Long-Term Financial Planning
Avoiding hidden fees is important for creating a sustainable financial future as well as for reducing expenses now. Businesses are more likely to expand if they regularly audit their financial statements, bargain with suppliers, and look into options like interchange-plus or flat-rate pricing schemes.
Ignorance creates hidden fees. Businesses can maintain cost-revenue alignment by incorporating payment processing into their financial planning on a regular basis. By being proactive, entrepreneurs can avoid unpleasant surprises and concentrate on growth rather than damage control.
Looking Ahead: The Future of Merchant Accounts in Canada
As technology develops and customer expectations change, more transparency is probably in store for Canadian merchant accounts in the future. Blockchain-based systems, real-time settlement, and digital wallets all promise to streamline transactions and reduce the possibility of unexpected expenses.
Simultaneously, there are calls for more robust consumer protection measures and increased regulatory scrutiny. But change will take time. For many businesses, hidden fees will continue to exist for the foreseeable future. Instead of accepting opaque costs passively, the challenge is to navigate the system with awareness and strategy.
Conclusion
One of the most enduring problems for businesses attempting to control expenses is hidden fees in Canadian merchant accounts. Even though they might not seem like much, taken together, they can have a big effect. These fees reduce potential for expansion, erode margins, and erode trust, especially for small businesses.

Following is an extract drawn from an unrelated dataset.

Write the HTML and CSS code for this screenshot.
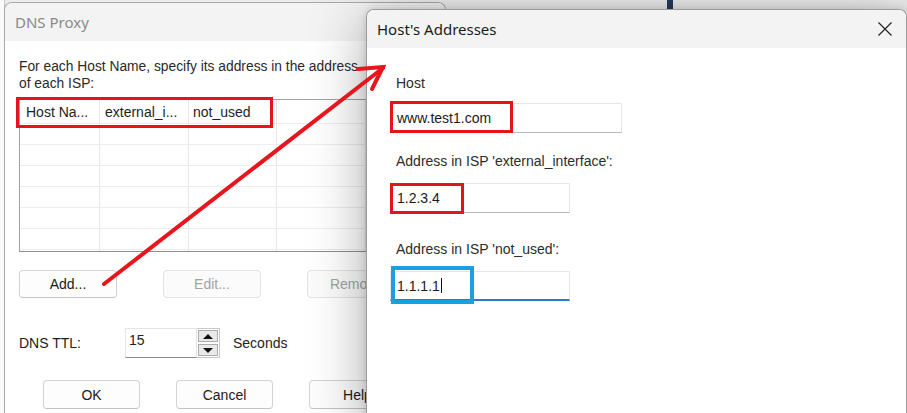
FILE: index.html
```html
<!DOCTYPE html>
<html>
<head>
<meta charset="utf-8">
<title>DNS Proxy</title>
<link rel="stylesheet" href="styles.css">
</head>
<body>
<div class="desk">
  <div class="bgwin"></div>
  <div class="navy"></div>

  <section class="dlg dns">
    <header class="tbar"><span class="ttl">DNS Proxy</span></header>
    <div class="dbody">
      <p class="intro">For each Host Name, specify its address in the address<br>of each ISP:</p>
      <div class="list">
        <div class="lrow lhead">
          <div class="c c1">Host Na...</div><div class="c c2">external_i...</div><div class="c c3">not_used</div><div class="c c4"></div><div class="c c5"></div>
        </div>
        <div class="lrow"><div class="c c1"></div><div class="c c2"></div><div class="c c3"></div><div class="c c4"></div><div class="c c5"></div></div>
        <div class="lrow"><div class="c c1"></div><div class="c c2"></div><div class="c c3"></div><div class="c c4"></div><div class="c c5"></div></div>
        <div class="lrow"><div class="c c1"></div><div class="c c2"></div><div class="c c3"></div><div class="c c4"></div><div class="c c5"></div></div>
        <div class="lrow"><div class="c c1"></div><div class="c c2"></div><div class="c c3"></div><div class="c c4"></div><div class="c c5"></div></div>
        <div class="lrow"><div class="c c1"></div><div class="c c2"></div><div class="c c3"></div><div class="c c4"></div><div class="c c5"></div></div>
        <div class="lrow"><div class="c c1"></div><div class="c c2"></div><div class="c c3"></div><div class="c c4"></div><div class="c c5"></div></div>
        <div class="lrow"><div class="c c1"></div><div class="c c2"></div><div class="c c3"></div><div class="c c4"></div><div class="c c5"></div></div>
      </div>
      <div class="mark mark-head"></div>
      <div class="btnrow">
        <button class="btn">Add...</button>
        <button class="btn" disabled>Edit...</button>
        <button class="btn" disabled>Remove</button>
      </div>
      <div class="ttlrow">
        <span class="ttllbl">DNS TTL:</span>
        <div class="spin">
          <div class="spin-in">15</div>
          <div class="spin-btns"><span class="sb up"></span><span class="sb dn"></span></div>
        </div>
        <span class="secs">Seconds</span>
      </div>
      <div class="btnrow bottom">
        <button class="btn">OK</button>
        <button class="btn">Cancel</button>
        <button class="btn">Help</button>
      </div>
    </div>
  </section>

  <section class="dlg host">
    <header class="tbar">
      <span class="ttl">Host's Addresses</span>
      <svg class="close" width="14" height="14" viewBox="0 0 14 14"><path d="M0.5 0.5 L13.5 13.5 M13.5 0.5 L0.5 13.5" stroke="#222" stroke-width="1.2" fill="none"/></svg>
    </header>
    <div class="hbody">
      <div class="field f1">
        <label class="flbl">Host</label>
        <div class="inp w1"><span>www.test1.com</span><div class="mark mark-red r1"></div></div>
      </div>
      <div class="field f2">
        <label class="flbl">Address in ISP 'external_interface':</label>
        <div class="inp w2"><span>1.2.3.4</span><div class="mark mark-red r2"></div></div>
      </div>
      <div class="field f3">
        <label class="flbl">Address in ISP 'not_used':</label>
        <div class="inp w2 focus"><span>1.1.1.1</span><i class="caret"></i><div class="mark mark-blue"></div></div>
      </div>
    </div>
  </section>

  <svg class="arrow" width="907" height="413" viewBox="0 0 907 413">
    <g stroke="#e8151d" stroke-width="4" stroke-linecap="round" fill="none">
      <path d="M104 284 L383 68"/>
      <path d="M358 69 L383 67 L372 89"/>
    </g>
  </svg>
</div>
</body>
</html>
```

FILE: styles.css
```css
* { box-sizing: border-box; }
html, body { margin: 0; padding: 0; }
body {
  width: 907px;
  height: 413px;
  overflow: hidden;
  background: #ececec;
  font-family: "Liberation Sans", Arial, sans-serif;
  font-size: 14px;
  color: #222;
}
.desk { position: relative; width: 907px; height: 413px; overflow: hidden; }

.bgwin {
  position: absolute; left: 0; top: 0; width: 5px; height: 413px;
  background: #fafafa; border-right: 1px solid #c4c4c4;
}
.navy { position: absolute; left: 667px; top: 0; width: 6px; height: 10px; background: #23395c; }

.dlg {
  position: absolute;
  background: #fff;
  border: 1px solid #a8a8a8;
  border-bottom: none;
  border-radius: 8px 8px 0 0;
  overflow: hidden;
}
.dns { left: 4px; top: 2px; width: 442px; height: 420px; }
.host {
  left: 366px; top: 9px; width: 541px; height: 420px;
  border-color: #9c9c9c;
  box-shadow: 0 12px 56px rgba(0,0,0,0.34), 0 0 8px rgba(0,0,0,0.14);
}

.tbar {
  height: 38px;
  background: #f3f3f3;
  display: flex;
  align-items: center;
  justify-content: space-between;
  padding: 0 14px 0 10px;
  font-family: "Noto Sans", sans-serif;
  font-size: 15px;
}
.dns .tbar { color: #8a8a8a; }
.host .tbar { color: #1a1a1a; }
.close { display: block; }

/* DNS proxy body */
.dbody { position: relative; padding: 17px 0 0 14px; }
.intro { margin: 0; line-height: 17px; font-size: 13.8px; color: #2a2a2a; }

.list {
  margin-top: 7px;
  width: 425px;
  height: 153px;
  border: 1px solid #a2a2a2;
  border-right: none;
  border-bottom-color: #8e8e8e;
  overflow: hidden;
  background: #fff;
}
.lrow { display: flex; height: 21px; border-bottom: 1px solid #ececec; }
.lrow.lhead { height: 24px; align-items: stretch; }
.c { border-right: 1px solid #e6e6e6; flex: none; display: flex; align-items: center; padding-left: 5px; white-space: nowrap; color: #1e1e1e; }
.c1 { width: 80px; padding-left: 6px; }
.c2 { width: 89px; }
.c3 { width: 88px; padding-left: 4px; }
.c4 { width: 89px; }
.c5 { width: 80px; }

.mark { position: absolute; pointer-events: none; }
.mark-head { left: 11px; top: 56px; width: 257px; height: 31px; border: 3.5px solid #e3141b; }

.btnrow { display: flex; gap: 46px; margin-top: 18px; }
.btn {
  width: 98px; height: 28px; flex: none;
  font-family: "Liberation Sans", Arial, sans-serif;
  font-size: 14px;
  color: #1a1a1a;
  background: #fdfdfd;
  border: 1px solid #d3d3d3;
  border-bottom-color: #c3c3c3;
  border-radius: 4px;
  padding: 0;
}
.btn:disabled { color: #a3a3a3; border-color: #e3e3e3; background: #fbfbfb; }
.btnrow.bottom { gap: 36px; margin-top: 22px; padding-left: 24px; }
.btnrow.bottom .btn { width: 97px; height: 29px; }

.ttlrow { display: flex; align-items: center; margin-top: 30px; height: 30px; }
.ttllbl { width: 106px; flex: none; }
.spin { display: flex; height: 30px; }
.spin-in {
  width: 72px; height: 30px;
  border: 1px solid #e4e4e4; border-bottom: 1px solid #8a8a8a;
  padding: 3px 0 0 3px;
  background: #fff;
}
.spin-btns { display: flex; flex-direction: column; width: 23px; height: 30px; border: 1px solid #c9c9c9; border-left: none; }
.sb {
  flex: 1; display: flex; align-items: center; justify-content: center;
  background: #e9e9e9; border: 1px solid #adadad; margin: 1px;
}
.sb::after { content: ""; width: 0; height: 0; border-left: 5px solid transparent; border-right: 5px solid transparent; }
.sb.up::after { border-bottom: 5px solid #111; }
.sb.dn::after { border-top: 5px solid #111; }
.secs { margin-left: 13px; }

/* Host's addresses body */
.hbody { padding: 27px 0 0 23px; }
.field { display: flex; flex-direction: column; align-items: flex-start; }
.flbl { display: block; line-height: 17px; padding-left: 6px; color: #2c2c2c; }
.f1 .flbl { margin-bottom: 11px; }
.f2 { margin-top: 20px; }
.f2 .flbl { margin-bottom: 13px; }
.f3 { margin-top: 28px; }
.f3 .flbl { margin-bottom: 13px; }

.inp {
  position: relative;
  height: 30px;
  display: flex; align-items: center;
  padding-left: 6px;
  background: #fff;
  border: 1px solid #e6e6e6;
  border-bottom: 1px solid #b9b9b9;
  color: #1a1a1a;
}
.w1 { width: 232px; }
.w2 { width: 180px; }
.inp.focus { border-bottom: 2px solid #2a79cf; }
.caret { display: inline-block; width: 1px; height: 15px; background: #111; margin-left: 1px; }

.mark-red { border: 3.5px solid #e3141b; }
.r1 { left: -1px; top: -3px; width: 123px; height: 32px; }
.r2 { left: -1px; top: -1px; width: 74px; height: 31px; }
.mark-blue { left: 0; top: -6px; width: 83px; height: 38px; border: 4px solid #1a9fe3; }

.arrow { position: absolute; left: 0; top: 0; pointer-events: none; }
```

Customers want the convenience that cards offer, so the answer is not to stop using them, but to be cautious when dealing with merchant accounts. Canadian businesses can reduce hidden costs by being aware of how fees are structured, challenging ambiguous charges, utilizing technology, and remaining informed.
By doing this, they safeguard not only their financial stability but also their capacity to provide for clients, assist staff, and prosper in a market that is becoming more and more competitive.